We see in this example the principle itself that such an opportunity to set the parameters step by step to fulfill each condition allows you to create systems of any complexity and depths of nested levels. In addition, you can first define the first condition in the smart contract, and only after its fulfillment you can set the parameters for the next condition. In other words, the condition is formally prescribed, and the parameters for it can be set already during its operation.
Smart Contract Classification
For classification, you can specify different groups of criteria. However, at the moment of technological development, four of them are relevant.
Smart contracts can be distinguished by the execution environment, which can be either centralized or decentralized. In the case of decentralization, we have much greater independence and resiliency when executing smart contracts.
They can also be distinguished by the process of setting and fulfilling the conditions: they can be arbitrarily programmed, limited or preset, that is, strictly typed. When there are only 4 defined smart contracts on the smart contract platform, the parameters for them can be set arbitrarily. Accordingly, it is much easier to set them: we select a contract from the list and pass the parameters.
According to the initiation method, there are automated smart contracts, that is, upon the occurrence of certain conditions, they self-fulfill, and there are such contracts in which the conditions are set, but the platform does not automatically check their fulfillment, for this they need to be separately initiated.
In addition, smart contracts vary in their level of privacy. They can be either completely open, or partially, or completely confidential. The latter means that third-party observers do not see the conditions of smart contracts. However, the topic of privacy is very extensive and it is better to consider it separately from the current article.
Below we dwell on the first three criteria in more detail in order to bring more clarity to the understanding of the current topic.
Smart Contracts for Runtime

According to the runtime environment, there are centralized and decentralized smart contract platforms. In the case of centralized digital contracts, one service is used, where there is only one validator and there can be a backup and recovery service that is also centrally managed. There is one database that stores all the necessary information to set the conditions of a smart contract and the distribution of that value, which is taken into account in this very database of the service.
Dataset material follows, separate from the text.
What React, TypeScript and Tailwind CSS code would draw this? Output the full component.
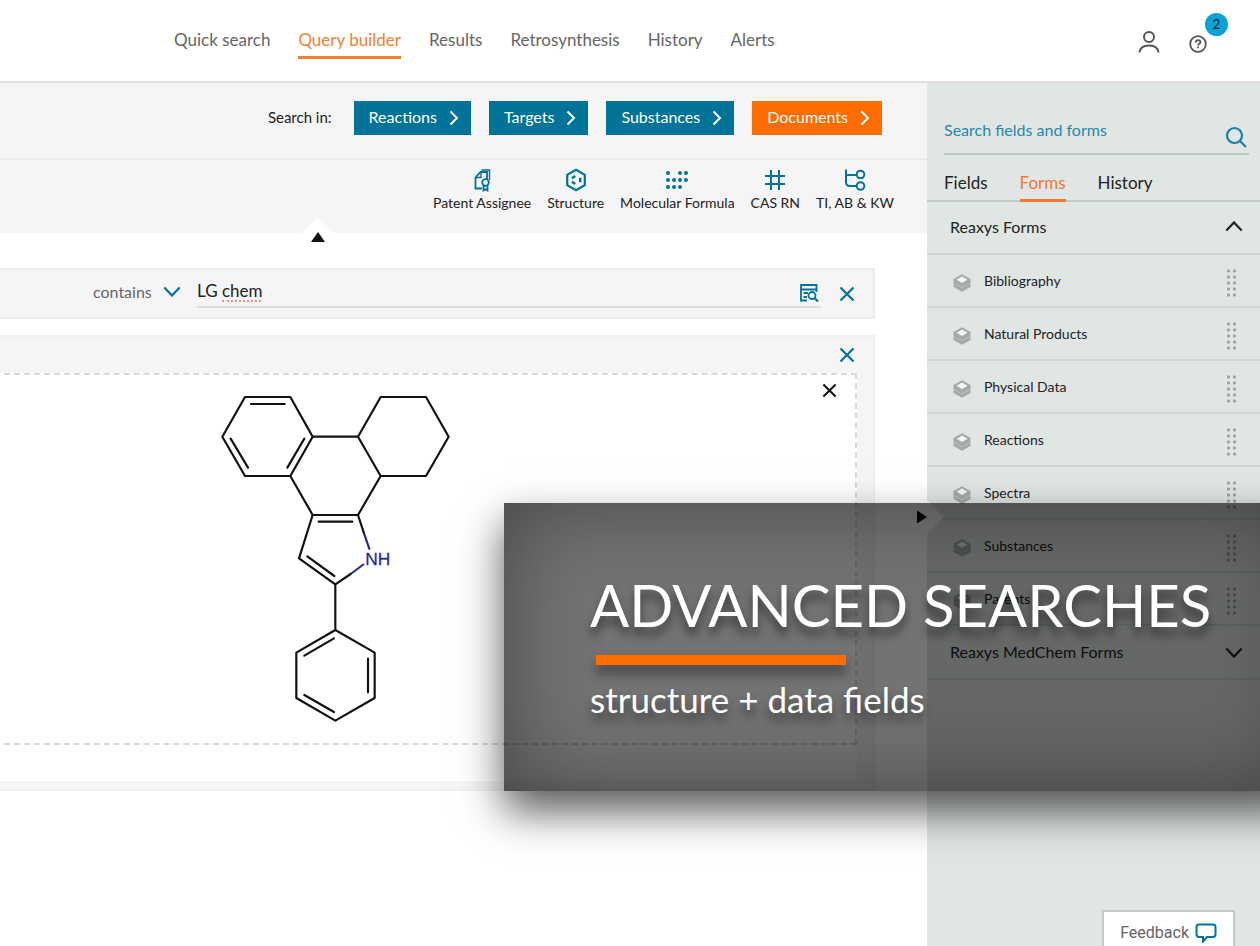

Such a centralized service has a customer who sets up certain requests and uses such contracts. Due to the fact that the platform is centralized, authentication mechanisms may be less reliable than in cryptocurrencies.
As an example, you can take mobile providers (different mobile operators). For example, a certain operator on its servers in a centralized manner records traffic that can be transmitted in different formats, for example: in the form of voice calls, SMS transmissions, mobile Internet traffic, and according to different standards, and also keeps track of funds on user balances. Accordingly, the mobile service provider may draw up contracts for the accounting of the services provided and their payment with different conditions. In this case, conditions like “send an SMS with such a code to such and such a number will be easily set and you will receive such conditions of traffic distribution”.
You can give another example: traditional banks with enhanced Internet banking functionality and such very simple contracts as regular payments, automatic conversion of incoming payments, automatic deduction of interest on a specified account, etc.
If we are talking about smart contracts with a decentralized runtime environment, then we have a group of validators. In the ideal case, anyone can become a validator. Due to the database synchronization protocol and the achievement of consensus, we have some common database, which will now store all transactions with strictly described contracts, and not some conditional requests, the formats of which often change, but there is no open specification. Here transactions will contain instructions for executing a contract in accordance with a strict specification. This specification is open and, therefore, the users of the platform themselves can audit and validate smart contracts. Here we see that decentralized platforms are superior to those centralized in independence and resiliency, but their design and maintenance is much more complicated.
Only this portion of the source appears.